### Problem
Transcribe the data in full and exactly, omitting any pictures.

### Data extract
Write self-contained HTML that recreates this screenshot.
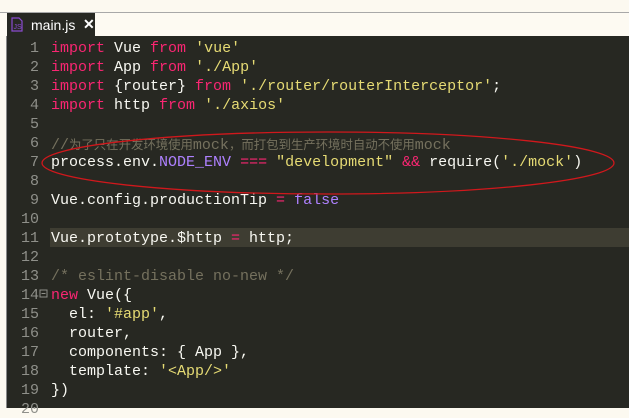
<!DOCTYPE html><html><head><style>
body{margin:0;width:629px;height:408px;overflow:hidden;background:#fcf9f0;position:relative;font-family:"Liberation Mono","Noto Sans CJK SC",monospace}
.top{position:absolute;left:0;top:0;width:629px;height:12px;background:#fcf9f0;border-bottom:1px solid #a8a8a8}
.tabbar{position:absolute;left:0;top:13px;width:629px;height:23px;background:#fdfaf2}
.tab{position:absolute;left:7px;top:13px;width:88px;height:24px;background:#272822;color:#fff;font-family:"Liberation Sans",sans-serif;font-size:14px}
.ed{position:absolute;left:6px;top:36px;width:623px;height:372px;background:#272822;border-left:1px solid #888}
.ln{position:absolute;left:7px;width:32px;text-align:right;color:#8f908a;font-size:15px}
.cd{position:absolute;left:51px;white-space:pre;color:#f8f8f2;font-size:15px}
.k{color:#f92672}.s{color:#e6db74}.c{color:#75715e}.p{color:#ae81ff}
.z{font-family:"Noto Sans CJK SC",sans-serif;font-size:12.4px}
</style></head><body>
<div class="top"></div><div class="tabbar"></div>
<div class="tab"><svg style="position:absolute;left:4px;top:4px" width="12" height="15"><path d="M1 1H8L11 4V14H1Z" fill="none" stroke="#8a4bd0" stroke-width="1.2"/><text x="2.5" y="12" font-size="7" fill="#8a4bd0" font-family="Liberation Sans">JS</text></svg><span style="position:absolute;left:24px;top:4px">main.js</span><span style="position:absolute;left:76px;top:3px;font-weight:bold;font-size:14px">✕</span></div>
<div class="ed"></div>
<div style="position:absolute;left:50px;top:228px;width:579px;height:19px;background:#3e3d32"></div>
<div id="g"></div>
<svg style="position:absolute;left:0;top:0" width="629" height="408"><ellipse cx="328" cy="163" rx="286" ry="31" fill="none" stroke="#d0181c" stroke-width="1.3"/><rect x="40" y="290" width="7" height="7" fill="none" stroke="#8f908a"/><line x1="41.5" y1="293.5" x2="45.5" y2="293.5" stroke="#8f908a"/></svg>
<script>
var L=[
'<span class="k">import</span> Vue <span class="k">from</span> <span class="s">\'vue\'</span>',
'<span class="k">import</span> App <span class="k">from</span> <span class="s">\'./App\'</span>',
'<span class="k">import</span> {router} <span class="k">from</span> <span class="s">\'./router/routerInterceptor\'</span>;',
'<span class="k">import</span> http <span class="k">from</span> <span class="s">\'./axios\'</span>',
'',
'<span class="c">//<span class="z">为了只在开发环境使用</span>mock<span class="z">，而打包到生产环境时自动不使用</span>mock</span>',
'process.env.<span class="p">NODE_ENV</span> <span class="k">===</span> <span class="s">"development"</span> <span class="k">&amp;&amp;</span> require(<span class="s">\'./mock\'</span>)',
'',
'Vue.config.productionTip <span class="k">=</span> <span class="p">false</span>',
'',
'Vue.prototype.$http <span class="k">=</span> http;',
'',
'<span class="c">/* eslint-disable no-new */</span>',
'<span class="k">new</span> Vue({',
'  el: <span class="s">\'#app\'</span>,',
'  router,',
'  components: { App },',
'  template: <span class="s">\'&lt;App/&gt;\'</span>',
'})',
''];
var h='';for(var i=0;i<20;i++){var t=40+i*19;h+='<div class="ln" style="top:'+t+'px">'+(i+1)+'</div><div class="cd" style="top:'+t+'px;height:19px">'+L[i]+'</div>';}
document.getElementById('g').innerHTML=h;
</script>
</body></html>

### Solution to this task
Write self-contained HTML that recreates this screenshot.
<!DOCTYPE html><html><head><style>
body{margin:0;width:629px;height:408px;overflow:hidden;background:#fcf9f0;position:relative;font-family:"Liberation Mono","Noto Sans CJK SC",monospace}
.top{position:absolute;left:0;top:0;width:629px;height:12px;background:#fcf9f0;border-bottom:1px solid #a8a8a8}
.tabbar{position:absolute;left:0;top:13px;width:629px;height:23px;background:#fdfaf2}
.tab{position:absolute;left:7px;top:13px;width:88px;height:24px;background:#272822;color:#fff;font-family:"Liberation Sans",sans-serif;font-size:14px}
.ed{position:absolute;left:6px;top:36px;width:623px;height:372px;background:#272822;border-left:1px solid #888}
.ln{position:absolute;left:7px;width:32px;text-align:right;color:#8f908a;font-size:15px}
.cd{position:absolute;left:51px;white-space:pre;color:#f8f8f2;font-size:15px}
.k{color:#f92672}.s{color:#e6db74}.c{color:#75715e}.p{color:#ae81ff}
.z{font-family:"Noto Sans CJK SC",sans-serif;font-size:12.4px}
</style></head><body>
<div class="top"></div><div class="tabbar"></div>
<div class="tab"><svg style="position:absolute;left:4px;top:4px" width="12" height="15"><path d="M1 1H8L11 4V14H1Z" fill="none" stroke="#8a4bd0" stroke-width="1.2"/><text x="2.5" y="12" font-size="7" fill="#8a4bd0" font-family="Liberation Sans">JS</text></svg><span style="position:absolute;left:24px;top:4px">main.js</span><span style="position:absolute;left:76px;top:3px;font-weight:bold;font-size:14px">✕</span></div>
<div class="ed"></div>
<div style="position:absolute;left:50px;top:228px;width:579px;height:19px;background:#3e3d32"></div>
<div id="g"></div>
<svg style="position:absolute;left:0;top:0" width="629" height="408"><ellipse cx="328" cy="163" rx="286" ry="31" fill="none" stroke="#d0181c" stroke-width="1.3"/><rect x="40" y="290" width="7" height="7" fill="none" stroke="#8f908a"/><line x1="41.5" y1="293.5" x2="45.5" y2="293.5" stroke="#8f908a"/></svg>
<script>
var L=[
'<span class="k">import</span> Vue <span class="k">from</span> <span class="s">\'vue\'</span>',
'<span class="k">import</span> App <span class="k">from</span> <span class="s">\'./App\'</span>',
'<span class="k">import</span> {router} <span class="k">from</span> <span class="s">\'./router/routerInterceptor\'</span>;',
'<span class="k">import</span> http <span class="k">from</span> <span class="s">\'./axios\'</span>',
'',
'<span class="c">//<span class="z">为了只在开发环境使用</span>mock<span class="z">，而打包到生产环境时自动不使用</span>mock</span>',
'process.env.<span class="p">NODE_ENV</span> <span class="k">===</span> <span class="s">"development"</span> <span class="k">&amp;&amp;</span> require(<span class="s">\'./mock\'</span>)',
'',
'Vue.config.productionTip <span class="k">=</span> <span class="p">false</span>',
'',
'Vue.prototype.$http <span class="k">=</span> http;',
'',
'<span class="c">/* eslint-disable no-new */</span>',
'<span class="k">new</span> Vue({',
'  el: <span class="s">\'#app\'</span>,',
'  router,',
'  components: { App },',
'  template: <span class="s">\'&lt;App/&gt;\'</span>',
'})',
''];
var h='';for(var i=0;i<20;i++){var t=40+i*19;h+='<div class="ln" style="top:'+t+'px">'+(i+1)+'</div><div class="cd" style="top:'+t+'px;height:19px">'+L[i]+'</div>';}
document.getElementById('g').innerHTML=h;
</script>
</body></html>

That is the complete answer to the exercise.